#### [EXERCISE]
All of the material below is to be restated word for word, apart from the pictures.

start SUPPLIED MATERIAL

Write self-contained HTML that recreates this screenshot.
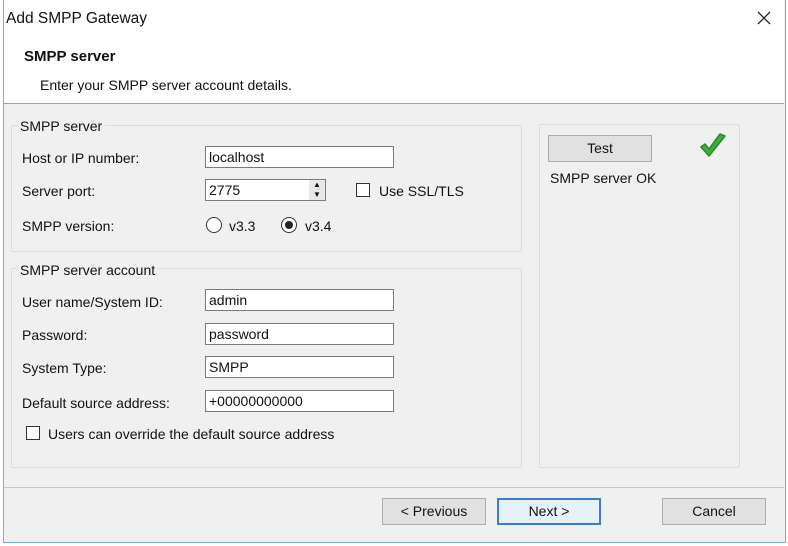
<!DOCTYPE html><html><head><style>
body{margin:0;width:788px;height:546px;background:#fff;font-family:"Liberation Sans",sans-serif;font-size:14px;color:#111;position:relative;overflow:hidden}
.a{position:absolute}
.win{left:3px;top:0;width:781px;height:542px;border:1px solid #7fa9d6;border-top:none;background:#f0f0f0}
.hdr{left:4px;top:0;width:780px;height:103px;background:#fff;border-bottom:1px solid #a0a0a0}
.grp{border:1px solid #dcdcdc;border-radius:2px}
.lg{background:#f0f0f0;padding:0 3px}
.in{background:#fff;border:1px solid #7a7a7a;height:22px;box-sizing:border-box;padding:2px 3px;font-size:14px}
.btn{background:#e1e1e1;border:1px solid #adadad;box-sizing:border-box;text-align:center;font-size:14px}
.cb{width:14px;height:14px;border:1px solid #333;background:#fff;box-sizing:border-box}
.rb{width:16px;height:16px;border:1px solid #333;border-radius:50%;background:#fff;box-sizing:border-box}
</style></head><body>
<div class="a win"></div>
<div class="a hdr"></div>
<div class="a" style="left:6px;top:10px;font-size:15.5px">Add SMPP Gateway</div>
<svg class="a" style="left:757px;top:11px" width="14" height="14" viewBox="0 0 14 14"><path d="M1 1L13 13M13 1L1 13" stroke="#222" stroke-width="1.3"/></svg>
<div class="a" style="left:24px;top:48px;font-weight:bold;font-size:15px">SMPP server</div>
<div class="a" style="left:40px;top:77px;font-size:14px">Enter your SMPP server account details.</div>

<div class="a grp" style="left:11px;top:125px;width:509px;height:125px"></div>
<div class="a lg" style="left:17px;top:118px">SMPP server</div>
<div class="a" style="left:22px;top:150px">Host or IP number:</div>
<div class="a in" style="left:205px;top:146px;width:189px">localhost</div>
<div class="a" style="left:22px;top:183px">Server port:</div>
<div class="a in" style="left:205px;top:179px;width:121px">2775</div>
<div class="a" style="left:309px;top:180px;width:16px;height:20px;background:#e8e8e8;font-size:8px;line-height:10px;text-align:center">▲<br>▼</div>
<div class="a cb" style="left:356px;top:183px"></div>
<div class="a" style="left:379px;top:183px">Use SSL/TLS</div>
<div class="a" style="left:22px;top:218px">SMPP version:</div>
<div class="a rb" style="left:206px;top:217px"></div>
<div class="a" style="left:229px;top:218px">v3.3</div>
<div class="a rb" style="left:281px;top:217px"></div>
<div class="a" style="left:285px;top:221px;width:8px;height:8px;border-radius:50%;background:#222"></div>
<div class="a" style="left:305px;top:218px">v3.4</div>

<div class="a grp" style="left:11px;top:268px;width:509px;height:198px"></div>
<div class="a lg" style="left:17px;top:262px">SMPP server account</div>
<div class="a" style="left:22px;top:294px">User name/System ID:</div>
<div class="a in" style="left:205px;top:289px;width:189px">admin</div>
<div class="a" style="left:22px;top:327px">Password:</div>
<div class="a in" style="left:205px;top:323px;width:189px">password</div>
<div class="a" style="left:22px;top:360px">System Type:</div>
<div class="a in" style="left:205px;top:356px;width:189px">SMPP</div>
<div class="a" style="left:22px;top:395px">Default source address:</div>
<div class="a in" style="left:205px;top:390px;width:189px">+00000000000</div>
<div class="a cb" style="left:26px;top:426px"></div>
<div class="a" style="left:48px;top:426px">Users can override the default source address</div>

<div class="a grp" style="left:539px;top:124px;width:199px;height:342px"></div>
<div class="a btn" style="left:548px;top:135px;width:104px;height:27px;line-height:25px">Test</div>
<svg class="a" style="left:698px;top:132px" width="30" height="28" viewBox="0 0 30 28"><path d="M3 15 L11 24 L27 4 L22 2 L11 17 L7 12 Z" fill="#3cae3c" stroke="#2a8a2a" stroke-width="1.5" stroke-linejoin="round"/></svg>
<div class="a" style="left:550px;top:170px">SMPP server OK</div>

<div class="a" style="left:4px;top:487px;width:780px;border-top:1px solid #c8c8c8"></div>
<div class="a btn" style="left:382px;top:498px;width:104px;height:27px;line-height:25px">&lt; Previous</div>
<div class="a btn" style="left:497px;top:498px;width:104px;height:27px;line-height:23px;border:2px solid #3c7fc8;background:#e5f1fb">Next &gt;</div>
<div class="a btn" style="left:662px;top:498px;width:104px;height:27px;line-height:25px">Cancel</div>
</body></html>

end SUPPLIED MATERIAL

#### [TASK ANSWER]
Write self-contained HTML that recreates this screenshot.
<!DOCTYPE html><html><head><style>
body{margin:0;width:788px;height:546px;background:#fff;font-family:"Liberation Sans",sans-serif;font-size:14px;color:#111;position:relative;overflow:hidden}
.a{position:absolute}
.win{left:3px;top:0;width:781px;height:542px;border:1px solid #7fa9d6;border-top:none;background:#f0f0f0}
.hdr{left:4px;top:0;width:780px;height:103px;background:#fff;border-bottom:1px solid #a0a0a0}
.grp{border:1px solid #dcdcdc;border-radius:2px}
.lg{background:#f0f0f0;padding:0 3px}
.in{background:#fff;border:1px solid #7a7a7a;height:22px;box-sizing:border-box;padding:2px 3px;font-size:14px}
.btn{background:#e1e1e1;border:1px solid #adadad;box-sizing:border-box;text-align:center;font-size:14px}
.cb{width:14px;height:14px;border:1px solid #333;background:#fff;box-sizing:border-box}
.rb{width:16px;height:16px;border:1px solid #333;border-radius:50%;background:#fff;box-sizing:border-box}
</style></head><body>
<div class="a win"></div>
<div class="a hdr"></div>
<div class="a" style="left:6px;top:10px;font-size:15.5px">Add SMPP Gateway</div>
<svg class="a" style="left:757px;top:11px" width="14" height="14" viewBox="0 0 14 14"><path d="M1 1L13 13M13 1L1 13" stroke="#222" stroke-width="1.3"/></svg>
<div class="a" style="left:24px;top:48px;font-weight:bold;font-size:15px">SMPP server</div>
<div class="a" style="left:40px;top:77px;font-size:14px">Enter your SMPP server account details.</div>

<div class="a grp" style="left:11px;top:125px;width:509px;height:125px"></div>
<div class="a lg" style="left:17px;top:118px">SMPP server</div>
<div class="a" style="left:22px;top:150px">Host or IP number:</div>
<div class="a in" style="left:205px;top:146px;width:189px">localhost</div>
<div class="a" style="left:22px;top:183px">Server port:</div>
<div class="a in" style="left:205px;top:179px;width:121px">2775</div>
<div class="a" style="left:309px;top:180px;width:16px;height:20px;background:#e8e8e8;font-size:8px;line-height:10px;text-align:center">▲<br>▼</div>
<div class="a cb" style="left:356px;top:183px"></div>
<div class="a" style="left:379px;top:183px">Use SSL/TLS</div>
<div class="a" style="left:22px;top:218px">SMPP version:</div>
<div class="a rb" style="left:206px;top:217px"></div>
<div class="a" style="left:229px;top:218px">v3.3</div>
<div class="a rb" style="left:281px;top:217px"></div>
<div class="a" style="left:285px;top:221px;width:8px;height:8px;border-radius:50%;background:#222"></div>
<div class="a" style="left:305px;top:218px">v3.4</div>

<div class="a grp" style="left:11px;top:268px;width:509px;height:198px"></div>
<div class="a lg" style="left:17px;top:262px">SMPP server account</div>
<div class="a" style="left:22px;top:294px">User name/System ID:</div>
<div class="a in" style="left:205px;top:289px;width:189px">admin</div>
<div class="a" style="left:22px;top:327px">Password:</div>
<div class="a in" style="left:205px;top:323px;width:189px">password</div>
<div class="a" style="left:22px;top:360px">System Type:</div>
<div class="a in" style="left:205px;top:356px;width:189px">SMPP</div>
<div class="a" style="left:22px;top:395px">Default source address:</div>
<div class="a in" style="left:205px;top:390px;width:189px">+00000000000</div>
<div class="a cb" style="left:26px;top:426px"></div>
<div class="a" style="left:48px;top:426px">Users can override the default source address</div>

<div class="a grp" style="left:539px;top:124px;width:199px;height:342px"></div>
<div class="a btn" style="left:548px;top:135px;width:104px;height:27px;line-height:25px">Test</div>
<svg class="a" style="left:698px;top:132px" width="30" height="28" viewBox="0 0 30 28"><path d="M3 15 L11 24 L27 4 L22 2 L11 17 L7 12 Z" fill="#3cae3c" stroke="#2a8a2a" stroke-width="1.5" stroke-linejoin="round"/></svg>
<div class="a" style="left:550px;top:170px">SMPP server OK</div>

<div class="a" style="left:4px;top:487px;width:780px;border-top:1px solid #c8c8c8"></div>
<div class="a btn" style="left:382px;top:498px;width:104px;height:27px;line-height:25px">&lt; Previous</div>
<div class="a btn" style="left:497px;top:498px;width:104px;height:27px;line-height:23px;border:2px solid #3c7fc8;background:#e5f1fb">Next &gt;</div>
<div class="a btn" style="left:662px;top:498px;width:104px;height:27px;line-height:25px">Cancel</div>
</body></html>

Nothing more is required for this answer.